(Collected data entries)

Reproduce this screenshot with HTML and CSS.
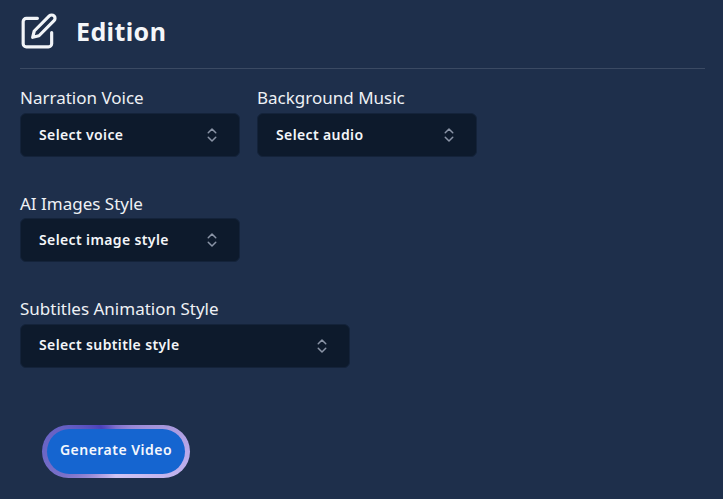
FILE: index.html
```html
<!DOCTYPE html>
<html lang="en">
<head>
<meta charset="utf-8">
<title>Edition</title>
<link rel="stylesheet" href="styles.css">
</head>
<body>
<header class="head">
  <svg class="head-icon" viewBox="0 0 24 24" fill="none" stroke="currentColor" stroke-width="2" stroke-linecap="round" stroke-linejoin="round"><path d="M11 4H4a2 2 0 0 0-2 2v14a2 2 0 0 0 2 2h14a2 2 0 0 0 2-2v-7"/><path d="M18.5 2.5a2.121 2.121 0 0 1 3 3L12 15l-4 1 1-4 9.5-9.5z"/></svg>
  <h1 class="title">Edition</h1>
</header>
<div class="rule"></div>
<div class="row row-first">
  <div class="field">
    <label class="label">Narration Voice</label>
    <div class="select w-sm"><span>Select voice</span><svg class="chev" viewBox="0 0 24 24" fill="none" stroke="currentColor" stroke-width="2" stroke-linecap="round" stroke-linejoin="round"><path d="m7 15 5 5 5-5"/><path d="m7 9 5-5 5 5"/></svg></div>
  </div>
  <div class="field">
    <label class="label">Background Music</label>
    <div class="select w-sm"><span>Select audio</span><svg class="chev" viewBox="0 0 24 24" fill="none" stroke="currentColor" stroke-width="2" stroke-linecap="round" stroke-linejoin="round"><path d="m7 15 5 5 5-5"/><path d="m7 9 5-5 5 5"/></svg></div>
  </div>
</div>
<div class="row">
  <div class="field">
    <label class="label">AI Images Style</label>
    <div class="select w-sm"><span>Select image style</span><svg class="chev" viewBox="0 0 24 24" fill="none" stroke="currentColor" stroke-width="2" stroke-linecap="round" stroke-linejoin="round"><path d="m7 15 5 5 5-5"/><path d="m7 9 5-5 5 5"/></svg></div>
  </div>
</div>
<div class="row">
  <div class="field">
    <label class="label">Subtitles Animation Style</label>
    <div class="select w-lg"><span>Select subtitle style</span><svg class="chev" viewBox="0 0 24 24" fill="none" stroke="currentColor" stroke-width="2" stroke-linecap="round" stroke-linejoin="round"><path d="m7 15 5 5 5-5"/><path d="m7 9 5-5 5 5"/></svg></div>
  </div>
</div>
<div class="actions">
  <button class="generate"><span class="generate-inner">Generate Video</span></button>
</div>
</body>
</html>
```
FILE: styles.css
```css
* { box-sizing: border-box; }
html, body { height: 100%; }
body {
  margin: 0;
  padding: 12px 18px 0 20px;
  background: #1e2f4b;
  color: #f4f6f9;
  font-family: "Noto Sans", "Open Sans", sans-serif;
  overflow: hidden;
}
.head { display: flex; align-items: center; gap: 18px; height: 38px; }
.head-icon { width: 38px; height: 38px; color: #f1f4f8; flex: none; }
.title { margin: 0 0 1px; font-size: 25px; line-height: 32px; font-weight: 700; letter-spacing: 0.4px; }
.rule { height: 1px; background: #3b4a63; margin-top: 18px; }
.row { display: flex; gap: 17px; margin-top: 35.4px; }
.row-first { margin-top: 18px; }
.field { display: flex; flex-direction: column; }
.label { font-size: 17px; line-height: 24px; margin-top: -0.6px; margin-bottom: 2.6px; color: #eef1f5; }
.select {
  height: 44px;
  display: flex;
  align-items: center;
  justify-content: space-between;
  padding: 0 18px;
  background: #0d1a2c;
  border: 1px solid #14233a;
  border-radius: 6px;
  font-size: 14px;
  line-height: 20px;
  font-weight: 600;
  letter-spacing: 0.38px;
}
.select span { margin-top: -1px; }
.w-sm { width: 220px; }
.w-lg { width: 330px; }
.chev { width: 18px; height: 18px; color: #8a94a6; flex: none; }
.actions { margin-top: 57px; padding-left: 22px; }
.generate {
  display: block;
  width: 148px;
  height: 53px;
  padding: 4px 5px;
  border: 0;
  border-radius: 27px;
  background: conic-gradient(from 0deg at 50% 50%, #7f70cc 0deg, #9585d5 29deg, #a596dc 63deg, #b9a9ea 90deg, #cbbdf0 135deg, #d0c4f3 180deg, #b0a0e0 212deg, #7a70c8 246deg, #6b66c6 270deg, #6660c4 294deg, #4b41b9 328deg, #7f70cc 360deg);
  font-family: inherit;
}
.generate-inner {
  display: flex;
  align-items: center;
  justify-content: center;
  height: 100%;
  border-radius: 23px;
  background: #1565d0;
  color: #f5f8fd;
  font-size: 14px;
  line-height: 20px;
  font-weight: 600;
  letter-spacing: 0.48px;
  padding-bottom: 2px;
}
```
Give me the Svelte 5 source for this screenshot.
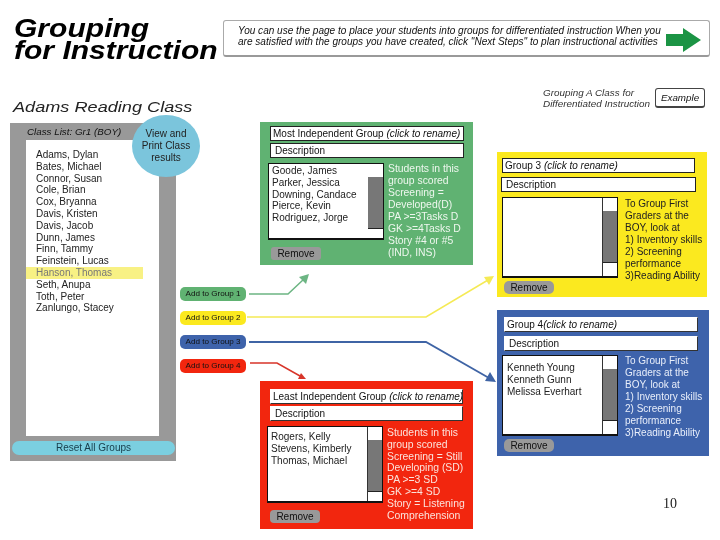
<script>
  const students = ['Adams, Dylan', 'Bates, Michael', 'Connor, Susan', 'Cole, Brian', 'Cox, Bryanna', 'Davis, Kristen', 'Davis, Jacob', 'Dunn, James', 'Finn, Tammy', 'Feinstein, Lucas', 'Hanson, Thomas', 'Seth, Anupa', 'Toth, Peter', 'Zanlungo, Stacey'];

  const firstGraders = ['To Group First', 'Graders at the', 'BOY, look at', '1) Inventory skills', '2) Screening', 'performance', '3)Reading Ability'];

  const groups = [
    {
      color: 'green', name: 'Most Independent Group ', hint: '(click to rename)',
      members: ['Goode, James', 'Parker, Jessica', 'Downing, Candace', 'Pierce, Kevin', 'Rodriguez, Jorge'],
      notes: ['Students in this', 'group scored', 'Screening =', 'Developed(D)', 'PA >=3Tasks D', 'GK >=4Tasks D', 'Story #4 or #5', '(IND, INS)']
    },
    { color: 'yellow', name: 'Group 3 ', hint: '(click to rename)', members: [], notes: firstGraders },
    { color: 'blue', name: 'Group 4', hint: '(click to rename)', members: ['Kenneth Young', 'Kenneth Gunn', 'Melissa Everhart'], notes: firstGraders },
    {
      color: 'red', name: 'Least Independent Group ', hint: '(click to rename)',
      members: ['Rogers, Kelly', 'Stevens, Kimberly', 'Thomas, Michael'],
      notes: ['Students in this', 'group scored', 'Screening = Still', 'Developing (SD)', 'PA >=3 SD', 'GK >=4 SD', 'Story = Listening', 'Comprehension']
    }
  ];

  const addButtons = [
    { label: 'Add to Group 1', color: 'green' },
    { label: 'Add to Group 2', color: 'yellow' },
    { label: 'Add to Group 3', color: 'blue' },
    { label: 'Add to Group 4', color: 'red' }
  ];

  const arrows = [
    { points: '249,294 288,294 304,279', tip: '309,274 306,284 299,277', stroke: '#6cb583', width: 1.5 },
    { points: '247,317 426,317 488,280', tip: '494,276 489,285 484,277', stroke: '#f5ea55', width: 1.5 },
    { points: '249,342 426,342 489,378', tip: '496,382 485,381 490,372', stroke: '#3f64a5', width: 1.8 },
    { points: '250,363 277,363 300,376', tip: '306,379 298,379 301,373', stroke: '#d8352a', width: 1.5 }
  ];
</script>

<div class="slide">
  <header class="top">
    <h1><span>Grouping</span><span>for Instruction</span></h1>
    <div class="intro">
      <p>You can use the page to place your students into groups for differentiated instruction When you<br />are satisfied with the groups you have created, click "Next Steps" to plan instructional activities</p>
      <svg class="next" viewBox="0 0 35 24" width="35" height="24">
        <polygon points="0,6 17,6 17,0 35,12 17,24 17,18 0,18" fill="#1b9444" />
      </svg>
    </div>
  </header>

  <h2>Adams Reading Class</h2>

  <div class="example">
    <span>Grouping A Class for<br />Differentiated Instruction</span>
    <button>Example</button>
  </div>

  <section class="roster">
    <div class="roster-title">Class List: Gr1 (BOY)</div>
    <ul>
      {#each students as s}
        <li class:picked={s === 'Hanson, Thomas'}>{s}</li>
      {/each}
    </ul>
    <button class="reset">Reset All Groups</button>
  </section>

  <button class="bubble">View and<br />Print Class<br />results</button>

  <div class="adds">
    {#each addButtons as b}
      <button class="add {b.color}">{b.label}</button>
    {/each}
  </div>

  <svg class="links" viewBox="0 0 720 540" width="720" height="540">
    {#each arrows as a}
      <polyline points={a.points} fill="none" stroke={a.stroke} stroke-width={a.width} />
      <polygon points={a.tip} fill={a.stroke} />
    {/each}
  </svg>

  {#each groups as g}
    <section class="group {g.color}">
      <div class="field name">{g.name}<em>{g.hint}</em></div>
      <div class="field desc">Description</div>
      <div class="body">
        <div class="left">
          <div class="members">
            <ul>
              {#each g.members as m}
                <li>{m}</li>
              {/each}
            </ul>
            <div class="scroll"><div class="thumb"></div></div>
          </div>
          <button class="remove">Remove</button>
        </div>
        <div class="notes">
          {#each g.notes as n}
            <div>{n}</div>
          {/each}
        </div>
      </div>
    </section>
  {/each}

  <div class="page-no">10</div>
</div>

<style>
  :global(body) {
    margin: 0;
    background: #fff;
  }

  /* the reference is a soft, low-res capture of a slide */
  .slide {
    position: relative;
    width: 720px;
    height: 540px;
    overflow: hidden;
    background: #fff;
    color: #111;
    font-family: "Liberation Sans", Arial, sans-serif;
    filter: blur(0.35px);
  }

  button {
    font-family: inherit;
    padding: 0;
    border: none;
    color: #111;
  }

  ul {
    list-style: none;
    margin: 0;
    padding: 0;
  }

  .top {
    display: flex;
    align-items: flex-start;
    gap: 6px;
    padding: 16px 10px 0 14px;
  }

  /* stretched sideways like the original slide */
  h1 {
    flex: none;
    margin: 1px 0 0;
    width: 203px;
    font-size: 26.5px;
    line-height: 22px;
    font-weight: bold;
    font-style: italic;
    white-space: nowrap;
    color: #000;
    transform: scaleX(1.134);
    transform-origin: left top;
  }

  h1 span {
    display: block;
    height: 22px;
  }

  .intro {
    flex: 1;
    box-sizing: border-box;
    height: 37px;
    margin-top: 4px;
    display: flex;
    align-items: center;
    justify-content: space-between;
    padding: 0 8px 0 14px;
    border: 1px solid #aaa;
    border-bottom: 2px solid #999;
    border-radius: 3px;
  }

  .intro p {
    margin: -3px 0 0;
    font-size: 10.05px;
    line-height: 10.5px;
    font-style: italic;
    white-space: nowrap;
  }

  .next {
    flex: none;
    margin-top: 4px;
  }

  h2 {
    position: absolute;
    left: 13px;
    top: 98px;
    margin: 0;
    font-size: 15.5px;
    line-height: 18px;
    font-weight: normal;
    font-style: italic;
    color: #222;
    white-space: nowrap;
    transform: scaleX(1.17);
    transform-origin: left top;
  }

  .example {
    position: absolute;
    left: 543px;
    top: 87px;
    display: flex;
    align-items: center;
    gap: 5px;
    font-size: 9.9px;
    line-height: 11px;
    font-style: italic;
    white-space: nowrap;
    color: #333;
  }

  .example button {
    width: 50px;
    height: 20px;
    background: #fff;
    border: 1px solid #444;
    border-bottom-width: 2px;
    border-radius: 3px;
    font-size: 9.8px;
    font-style: italic;
  }

  .roster {
    position: absolute;
    left: 10px;
    top: 123px;
    width: 166px;
    height: 338px;
    box-sizing: border-box;
    padding-top: 17px;
    background: #999;
  }

  .roster-title {
    position: absolute;
    left: 17px;
    top: 3px;
    font-size: 9.8px;
    line-height: 12px;
    font-style: italic;
  }

  .roster ul {
    margin-left: 16px;
    width: 133px;
    height: 296px;
    box-sizing: border-box;
    padding-top: 9px;
    background: #fff;
  }

  .roster li {
    padding-left: 10px;
    font-size: 10px;
    line-height: 11.8px;
    color: #222;
  }

  .roster li.picked {
    width: 107px;
    background: #f8f184;
    color: #777;
  }

  .reset {
    display: block;
    width: 163px;
    height: 14px;
    margin: 5px 0 0 2px;
    border-radius: 7px;
    background: #7bcfe0;
    font-size: 10px;
    line-height: 14px;
    color: #173c4a;
  }

  .bubble {
    position: absolute;
    left: 132px;
    top: 115px;
    width: 68px;
    height: 62px;
    border-radius: 50%;
    background: #7bc5dc;
    font-size: 10px;
    line-height: 12px;
    color: #222;
  }

  .adds {
    position: absolute;
    left: 180px;
    top: 287px;
    display: flex;
    flex-direction: column;
    gap: 10px;
  }

  .add {
    display: block;
    width: 66px;
    height: 14px;
    border-radius: 5px;
    font-size: 8.1px;
    line-height: 14px;
  }

  .links {
    position: absolute;
    left: 0;
    top: 0;
  }

  .add.green, .group.green { background: #60b272; }
  .add.yellow, .group.yellow { background: #fbe91f; }
  .add.blue, .group.blue { background: #3e63ab; }
  .add.red, .group.red { background: #f2260e; }

  .group {
    position: absolute;
    box-sizing: border-box;
  }

  .group.green { left: 260px; top: 122px; width: 213px; height: 143px; padding: 4px 9px 0 10px; }
  .group.yellow { left: 497px; top: 152px; width: 210px; height: 145px; padding: 6px 12px 0 5px; }
  .group.blue { left: 497px; top: 310px; width: 212px; height: 146px; padding: 7px 11px 0 7px; }
  .group.red { left: 260px; top: 381px; width: 213px; height: 148px; padding: 8px 10px 0 10px; }

  .field {
    box-sizing: border-box;
    height: 15px;
    margin-bottom: 2px;
    padding-left: 2px;
    background: #fff;
    border: 1px solid #222;
    font-size: 10px;
    line-height: 13px;
    white-space: nowrap;
    overflow: hidden;
  }

  .group.blue .field,
  .group.red .field {
    border-color: #fff #333 #333 #fff;
  }

  .group.yellow .name { margin-bottom: 4px; }
  .group.yellow .desc { margin-left: -1px; margin-right: -1px; }
  .group.blue .name { margin-bottom: 4px; }

  .desc {
    padding-left: 4px;
  }

  .body {
    display: flex;
    align-items: flex-start;
    margin-top: 5px;
    margin-left: -2px;
    gap: 4px;
  }

  .group.yellow .body { margin-left: 0; gap: 7px; }
  .group.blue .body { margin-left: -2px; gap: 7px; margin-top: 4px; }
  .group.red .body { margin-left: -3px; gap: 4px; }

  .left {
    flex: none;
    width: 116px;
  }

  .members {
    display: flex;
    height: 77px;
    box-sizing: border-box;
    background: #fff;
    border: 1px solid #111;
    border-bottom-width: 2px;
  }

  .group.yellow .members,
  .group.blue .members { height: 81px; }

  .members ul {
    flex: 1;
    padding: 4px 0 0 3px;
    font-size: 10px;
    line-height: 11.8px;
    color: #222;
    white-space: nowrap;
  }

  .group.green .members ul { padding-top: 1px; }
  .group.blue .members ul { padding: 6px 0 0 4px; }

  .scroll {
    flex: none;
    width: 15px;
    box-sizing: border-box;
    padding-top: 13px;
  }

  .group.yellow .scroll,
  .group.blue .scroll,
  .group.red .scroll {
    border-left: 1px solid #333;
  }

  .thumb {
    height: 51px;
    background: #777;
    border-bottom: 1px solid #222;
  }

  .notes {
    font-size: 10.4px;
    line-height: 12px;
    white-space: nowrap;
    color: #eef7ee;
  }

  .group.yellow .notes { color: #222; font-size: 10px; margin-top: 1px; }
  .group.blue .notes { color: #e8eefa; font-size: 10px; }
  .group.red .notes { color: #fbe3dc; line-height: 11.8px; margin-top: 1px; }

  .remove {
    display: block;
    width: 50px;
    height: 13px;
    margin-top: 7px;
    margin-left: 3px;
    background: #999;
    border-radius: 3px;
    font-size: 10px;
    line-height: 13px;
  }

  .group.yellow .remove { margin-top: 3px; border-radius: 5px; margin-left: 2px; }
  .group.blue .remove { margin-top: 3px; border-radius: 5px; margin-left: 2px; }
  .group.red .remove { border-radius: 4px; }

  .page-no {
    position: absolute;
    left: 663px;
    top: 496px;
    font-family: "Liberation Serif", "Times New Roman", serif;
    font-size: 14px;
    line-height: 16px;
    color: #222;
  }
</style>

*Set exercise*:
Copy each line of the records containing the string "this".

*Task response*:
Reproduce this screenshot with HTML and CSS.
Give me the Svelte 5 source for this screenshot.
      notes: ['Students in this', 'group scored', 'Screening =', 'Developed(D)', 'PA >=3Tasks D', 'GK >=4Tasks D', 'Story #4 or #5', '(IND, INS)']
      notes: ['Students in this', 'group scored', 'Screening = Still', 'Developing (SD)', 'PA >=3 SD', 'GK >=4 SD', 'Story = Listening', 'Comprehension']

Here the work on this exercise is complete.